Pall on Shoulders Dream: Hidden Burden or Spiritual Gift?
Decode why a funeral pall drapes your shoulders in sleep—ancestral grief, secret duty, or soul-level initiation?
Pall on Shoulders Dream
Introduction
You wake with the weight of midnight fabric still pressing your collarbones, as if someone draped the night itself across you. A pall—heavy, dark, smelling of incense and earth—has settled on your shoulders like an unasked-for mantle. Your lungs remember the itch of velvet dust; your knees recall the invisible pressure of carrying what is not yours. This is no random costume change in the theater of sleep. The subconscious has hand-picked this funeral cloth for you, right now, because some part of your psyche is midwifing an ending. The question is: whose ending, and why have you been asked to bear it?
The Core Symbolism
Traditional View (Miller 1901): To see a pall forecasts “sorrow and misfortune”; to lift it from a corpse prophesies the death of someone beloved.
Modern / Psychological View: The pall is a living metaphor for inherited grief, unspoken responsibilities, or the ego’s reluctant initiation into a deeper chapter of life. Draped specifically over the shoulders—the body’s “carrying structure”—it becomes a somatic dream-state illustration of psychological load. You are not merely witnessing sorrow; your vertebral column has become the ritual pole from which the collective unconscious hangs its dark flag.

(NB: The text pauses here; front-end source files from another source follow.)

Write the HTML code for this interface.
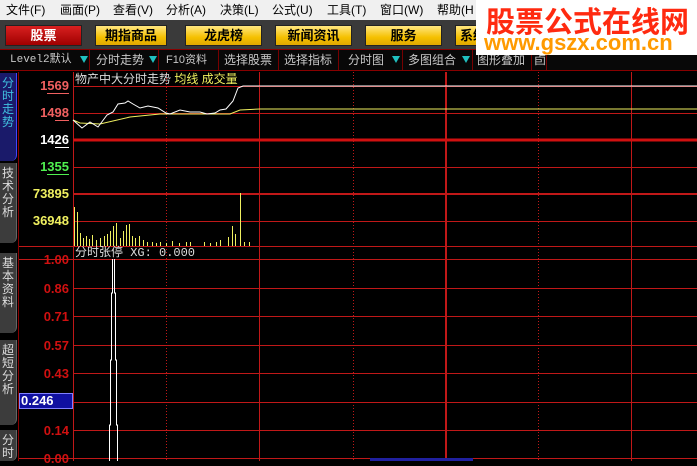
<!DOCTYPE html>
<html><head><meta charset="utf-8"><style>
*{margin:0;padding:0;box-sizing:border-box}
body{width:697px;height:461px;overflow:hidden;background:#000;font-family:"Liberation Sans","Noto Sans CJK SC",sans-serif;position:relative}
.menu{position:absolute;left:0;top:0;width:697px;height:20px;background:#f0f0f0;font-size:12px;color:#000;line-height:20px}
.menu span{position:absolute;top:0}
.btnrow{position:absolute;left:0;top:20px;width:697px;height:29px;background:#3a3a3a}
.btn{position:absolute;top:5px;height:21px;border:1px solid #222;font-weight:bold;font-size:13px;line-height:19px;text-align:center;color:#000;background:linear-gradient(#ffe680,#f5c000 60%,#e0a800)}
.btn.red{background:linear-gradient(#d82020,#a00000);color:#fff}
.tool{position:absolute;left:0;top:49px;width:697px;height:22px;background:#080808;border-top:1px solid #800;border-bottom:1px solid #800}
.tool span{position:absolute;top:2px;font-size:12px;color:#c8c8c8;line-height:16px}
.sep{position:absolute;top:0;width:1px;height:20px;background:#700}
.tri{position:absolute;top:6px;width:0;height:0;border-left:4px solid transparent;border-right:4px solid transparent;border-top:7px solid #20c0c0}
.logo{position:absolute;left:476px;top:0;width:221px;height:55px;background:#fff}
.logo .a{position:absolute;left:10px;top:-1px;font-size:29px;font-weight:bold;color:#ff2a10;letter-spacing:0px;white-space:nowrap}
.logo .b{position:absolute;left:8px;top:30px;font-size:22px;font-weight:bold;color:#ff9a00;white-space:nowrap}
.tab{position:absolute;left:0;width:17px;background:#3c3c3c;border-right:1px solid #666;color:#ddd;font-size:12px;line-height:13px;text-align:center;padding-top:4px;border-radius:0 0 6px 0}
.lab{position:absolute;right:628px;font-size:13px;font-weight:bold;font-family:"Liberation Sans",sans-serif;text-align:right;line-height:14px}
.lab u{text-decoration:none;border-bottom:1px solid currentColor}
</style></head><body>
<div class="menu">
<span style="left:6px">文件(F)</span><span style="left:60px">画面(P)</span><span style="left:113px">查看(V)</span><span style="left:166px">分析(A)</span><span style="left:220px">决策(L)</span><span style="left:272px">公式(U)</span><span style="left:327px">工具(T)</span><span style="left:380px">窗口(W)</span><span style="left:437px">帮助(H</span>
</div>
<div class="btnrow">
<div class="btn red" style="left:5px;width:77px">股票</div>
<div class="btn" style="left:95px;width:72px">期指商品</div>
<div class="btn" style="left:185px;width:77px">龙虎榜</div>
<div class="btn" style="left:275px;width:77px">新闻资讯</div>
<div class="btn" style="left:365px;width:77px">服务</div>
<div class="btn" style="left:455px;width:40px;text-align:left;padding-left:4px">系统</div>
</div>
<div class="tool">
<span style="left:10px;font-family:'Liberation Mono','Noto Sans CJK SC',monospace;font-size:11px">Level2默认</span><div class="tri" style="left:80px"></div><div class="sep" style="left:89px"></div>
<span style="left:96px">分时走势</span><div class="tri" style="left:149px"></div><div class="sep" style="left:158px"></div>
<span style="left:166px;font-size:11px">F10资料</span><div class="sep" style="left:218px"></div>
<span style="left:224px">选择股票</span><div class="sep" style="left:278px"></div>
<span style="left:284px">选择指标</span><div class="sep" style="left:338px"></div>
<span style="left:348px">分时图</span><div class="tri" style="left:392px"></div><div class="sep" style="left:402px"></div>
<span style="left:408px">多图组合</span><div class="tri" style="left:462px"></div><div class="sep" style="left:472px"></div>
<span style="left:477px">图形叠加</span><div class="sep" style="left:531px"></div>
<span style="left:534px">卣</span><div class="sep" style="left:546px"></div>
</div>
<div class="logo"><div class="a">股票公式在线网</div><div class="b">www.gszx.com.cn</div></div>

<div class="tab" style="top:73px;height:88px;background:#1a1a6a;color:#40c0e0;border-right:1px solid #44f">分<br>时<br>走<br>势</div>
<div class="tab" style="top:163px;height:80px">技<br>术<br>分<br>析</div>
<div class="tab" style="top:253px;height:80px">基<br>本<br>资<br>料</div>
<div class="tab" style="top:340px;height:85px">超<br>短<br>分<br>析</div>
<div class="tab" style="top:430px;height:31px">分<br>时</div>

<svg style="position:absolute;left:0;top:0" width="697" height="461">
<g stroke="#c01818" stroke-width="1" fill="none">
<line x1="73" y1="86.5" x2="697" y2="86.5"/><line x1="73" y1="113.5" x2="697" y2="113.5"/>
<line x1="73" y1="167.5" x2="697" y2="167.5"/><line x1="73" y1="194" x2="697" y2="194" stroke-width="2"/>
<line x1="73" y1="221.5" x2="697" y2="221.5"/><line x1="18" y1="246.5" x2="697" y2="246.5"/>
<line x1="18" y1="259.5" x2="697" y2="259.5"/>
<line x1="73" y1="288.5" x2="697" y2="288.5"/><line x1="73" y1="316.5" x2="697" y2="316.5"/>
<line x1="73" y1="345.5" x2="697" y2="345.5"/><line x1="73" y1="373.5" x2="697" y2="373.5"/>
<line x1="73" y1="402.5" x2="697" y2="402.5"/><line x1="73" y1="430.5" x2="697" y2="430.5"/>
<line x1="18" y1="458.5" x2="697" y2="458.5"/>
<line x1="73.5" y1="72" x2="73.5" y2="461"/><line x1="259.5" y1="72" x2="259.5" y2="461"/>
<line x1="446" y1="72" x2="446" y2="461" stroke-width="2"/><line x1="631.5" y1="72" x2="631.5" y2="461"/>
<line x1="18.5" y1="72" x2="18.5" y2="461" stroke="#800"/>
</g>
<line x1="73" y1="140" x2="697" y2="140" stroke="#d01010" stroke-width="3"/>
<g stroke="#c01818" stroke-dasharray="1,2" fill="none">
<line x1="166.5" y1="72" x2="166.5" y2="461"/><line x1="353.5" y1="72" x2="353.5" y2="461"/><line x1="538.5" y1="72" x2="538.5" y2="461"/>
</g>
<polyline fill="none" stroke="#f0f060" stroke-width="1" points="73,120 80,123 100,124 130,117 160,114 230,114 240,110 260,109 697,109"/>
<polyline fill="none" stroke="#fff" stroke-width="1" points="73,120 82,128 90,122 98,127 107,115 113,112 118,104 125,103 128,101 133,104 140,108 148,106 158,108 166,113 170,114 180,110 190,112 200,112 207,114 215,113 220,110 226,109 233,101 238,88 243,86 697,86"/>
<g stroke="#f0f060" stroke-width="1">
<line x1="74.5" y1="246" x2="74.5" y2="207"/><line x1="77.5" y1="246" x2="77.5" y2="212"/><line x1="80.5" y1="246" x2="80.5" y2="233"/>
<line x1="83.5" y1="246" x2="83.5" y2="238"/><line x1="86.5" y1="246" x2="86.5" y2="236"/><line x1="89.5" y1="246" x2="89.5" y2="239"/>
<line x1="92.5" y1="246" x2="92.5" y2="235"/><line x1="96.5" y1="246" x2="96.5" y2="240"/><line x1="100.5" y1="246" x2="100.5" y2="238"/>
<line x1="104.5" y1="246" x2="104.5" y2="236"/><line x1="107.5" y1="246" x2="107.5" y2="234"/><line x1="110.5" y1="246" x2="110.5" y2="231"/>
<line x1="113.5" y1="246" x2="113.5" y2="226"/><line x1="116.5" y1="246" x2="116.5" y2="223"/><line x1="120.5" y1="246" x2="120.5" y2="238"/>
<line x1="123.5" y1="246" x2="123.5" y2="231"/><line x1="126.5" y1="246" x2="126.5" y2="225"/><line x1="129.5" y1="246" x2="129.5" y2="224"/>
<line x1="132.5" y1="246" x2="132.5" y2="236"/><line x1="135.5" y1="246" x2="135.5" y2="238"/><line x1="139.5" y1="246" x2="139.5" y2="236"/>
<line x1="143.5" y1="246" x2="143.5" y2="240"/><line x1="147.5" y1="246" x2="147.5" y2="242"/><line x1="152.5" y1="246" x2="152.5" y2="242"/>
<line x1="156.5" y1="246" x2="156.5" y2="243"/><line x1="160.5" y1="246" x2="160.5" y2="242"/><line x1="166.5" y1="246" x2="166.5" y2="243"/>
<line x1="172.5" y1="246" x2="172.5" y2="241"/><line x1="179.5" y1="246" x2="179.5" y2="243"/><line x1="186.5" y1="246" x2="186.5" y2="242"/>
<line x1="190.5" y1="246" x2="190.5" y2="242"/><line x1="204.5" y1="246" x2="204.5" y2="242"/><line x1="210.5" y1="246" x2="210.5" y2="243"/>
<line x1="216.5" y1="246" x2="216.5" y2="242"/><line x1="220.5" y1="246" x2="220.5" y2="240"/><line x1="228.5" y1="246" x2="228.5" y2="237"/>
<line x1="232.5" y1="246" x2="232.5" y2="226"/><line x1="235.5" y1="246" x2="235.5" y2="234"/><line x1="240.5" y1="246" x2="240.5" y2="193"/>
<line x1="244.5" y1="246" x2="244.5" y2="242"/><line x1="249.5" y1="246" x2="249.5" y2="242"/>
</g>
<g stroke="#fff" stroke-width="1" fill="none">
<polyline points="112.5,259 112.5,293 111.5,293 111.5,360 110.5,360 110.5,425 109.5,425 109.5,461"/>
<polyline points="114.5,259 114.5,293 115.5,293 115.5,360 116.5,360 116.5,425 117.5,425 117.5,461"/>
</g>
<rect x="370" y="458" width="103" height="3" fill="#2020a0"/>
</svg>

<div style="position:absolute;left:75px;top:72px;font-size:12px;color:#ddd;line-height:14px;white-space:nowrap">物产中大分时走势 <span style="color:#f0f060">均线 成交量</span></div>
<div style="position:absolute;left:75px;top:246px;font-size:12px;color:#ddd;line-height:14px;white-space:nowrap;font-family:'Liberation Mono','Noto Sans CJK SC',monospace">分时张停 XG: 0.000</div>

<div class="lab" style="top:79px;color:#f06060">1<u>569</u></div>
<div class="lab" style="top:106px;color:#f06060">14<u>98</u></div>
<div class="lab" style="top:133px;color:#fff">14<u>26</u></div>
<div class="lab" style="top:160px;color:#50f050">1<u>355</u></div>
<div class="lab" style="top:187px;color:#f0f060">73895</div>
<div class="lab" style="top:214px;color:#f0f060">36948</div>
<div class="lab" style="top:253px;color:#d01010">1.00</div>
<div class="lab" style="top:282px;color:#d01010">0.86</div>
<div class="lab" style="top:310px;color:#d01010">0.71</div>
<div class="lab" style="top:339px;color:#d01010">0.57</div>
<div class="lab" style="top:367px;color:#d01010">0.43</div>
<div class="lab" style="top:424px;color:#d01010">0.14</div>
<div class="lab" style="top:452px;color:#d01010">0.00</div>
<div style="position:absolute;left:19px;top:393px;width:54px;height:16px;background:#1010a0;border:1px solid #8080ff;color:#fff;font-size:13px;font-weight:bold;line-height:14px;padding-left:1px">0.246</div>
</body></html>
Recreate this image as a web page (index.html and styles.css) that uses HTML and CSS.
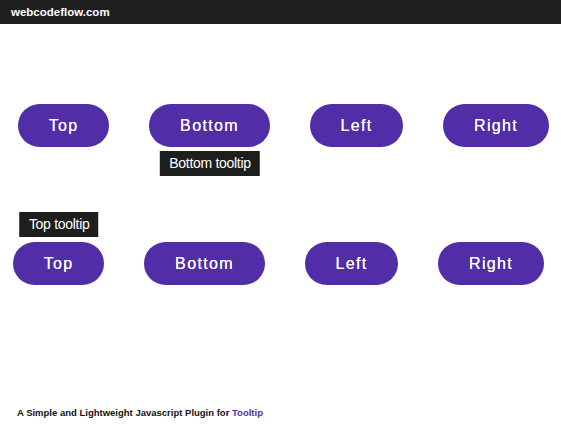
FILE: index.html
```html
<!DOCTYPE html>
<html lang="en">
<head>
<meta charset="utf-8">
<title>Tooltip</title>
<link rel="stylesheet" href="styles.css">
</head>
<body>
<header class="topbar">webcodeflow.com</header>
<main class="demo">
  <div class="row row-first">
    <button class="btn">Top</button>
    <button class="btn">Bottom<span class="tip tip-bottom">Bottom tooltip</span></button>
    <button class="btn">Left</button>
    <button class="btn">Right</button>
  </div>
  <div class="row row-second">
    <button class="btn">Top<span class="tip tip-top">Top tooltip</span></button>
    <button class="btn">Bottom</button>
    <button class="btn">Left</button>
    <button class="btn">Right</button>
  </div>
</main>
<footer class="credit">A Simple and Lightweight Javascript Plugin for <span class="accent">Tooltip</span></footer>
</body>
</html>
```

FILE: styles.css
```css
html, body {
  margin: 0;
  padding: 0;
  background: #ffffff;
}
body {
  width: 561px;
  height: 431px;
  overflow: hidden;
  font-family: "Liberation Sans", Arial, sans-serif;
}
.topbar {
  height: 24px;
  line-height: 24px;
  background: #1f1f1f;
  color: #ffffff;
  font-weight: bold;
  font-size: 11.5px;
  padding-left: 11px;
  box-sizing: border-box;
}
.demo {
  padding-top: 80px;
}
.row {
  display: flex;
  gap: 40px;
}
.row-first {
  padding-left: 18px;
}
.row-second {
  padding-left: 13px;
  margin-top: 95px;
}
.btn {
  position: relative;
  height: 43px;
  padding: 0 30.75px;
  border: none;
  border-radius: 22px;
  background: #512da8;
  color: #ffffff;
  font-family: "Liberation Sans", Arial, sans-serif;
  font-size: 16px;
  letter-spacing: 1.35px;
  cursor: pointer;
  text-shadow: 0 0 0.3px #ffffff;
}
.tip {
  position: absolute;
  left: 50%;
  transform: translateX(-50%);
  height: 25px;
  line-height: 25px;
  padding: 0 9px 0 10px;
  background: #1e1e1e;
  color: #ffffff;
  font-size: 14px;
  letter-spacing: -0.3px;
  white-space: nowrap;
  text-shadow: none;
}
.tip-bottom {
  top: calc(100% + 4px);
}
.tip-top {
  bottom: calc(100% + 5px);
}
.credit {
  margin-top: 122px;
  padding-left: 17px;
  font-size: 9.5px;
  font-weight: bold;
  color: #111111;
}
.accent {
  color: #512da8;
}
```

In short, the dream announces: “You are the bearer now.”
Common Dream Scenarios
Carrying a Pall Alone Through Empty Streets
You walk barefoot on cold asphalt, the cloth trailing like a shadow bride’s train. Each footstep echoes with the certainty that the town has evacuated, leaving only you and the dead thing under the fabric. Interpretation: You feel solely responsible for a family secret, unpaid debt, or the emotional clean-up after a public collapse (yours or another’s). The emptiness mirrors the isolation you anticipate if anyone discovered the real cargo you transport.
A Pall Slips From Your Shoulders at a Graveyard
Just as the casket descends, the cloth glides off, caught by wind that smells of lilacs—spring contradicting autumn. You feel lighter, almost guilty for the relief. Meaning: Your psyche is rehearsing surrender. Some burden you believed permanent is ready to be composted by nature. The seasonal contradiction hints that new growth waits in the very decay you fear.
Someone Forces the Pall Onto You
A faceless officiator (sometimes a parent, sometimes a religious figure) cloaks you while onlookers nod approvingly. You want to refuse but your arms are sewn inside the fabric. This scenario exposes ancestral pressure: the “family role” you were assigned—caretaker, scapegoat, legacy bearer—has become a straitjacket. Rage is appropriate; the dream is showing how early the mantle was draped, before consent was possible.
Wearing a Pall Embroidered With Gold Thread
Black still dominates, yet intricate constellation patterns glint under moonlight. Instead of suffocation you feel regal. This variation signals spiritual endowment. The same cloth that buries also coronates; what feels like an ending is simultaneously an induction into hidden wisdom. The shoulders that carry the ancestors become the perch for guiding stars.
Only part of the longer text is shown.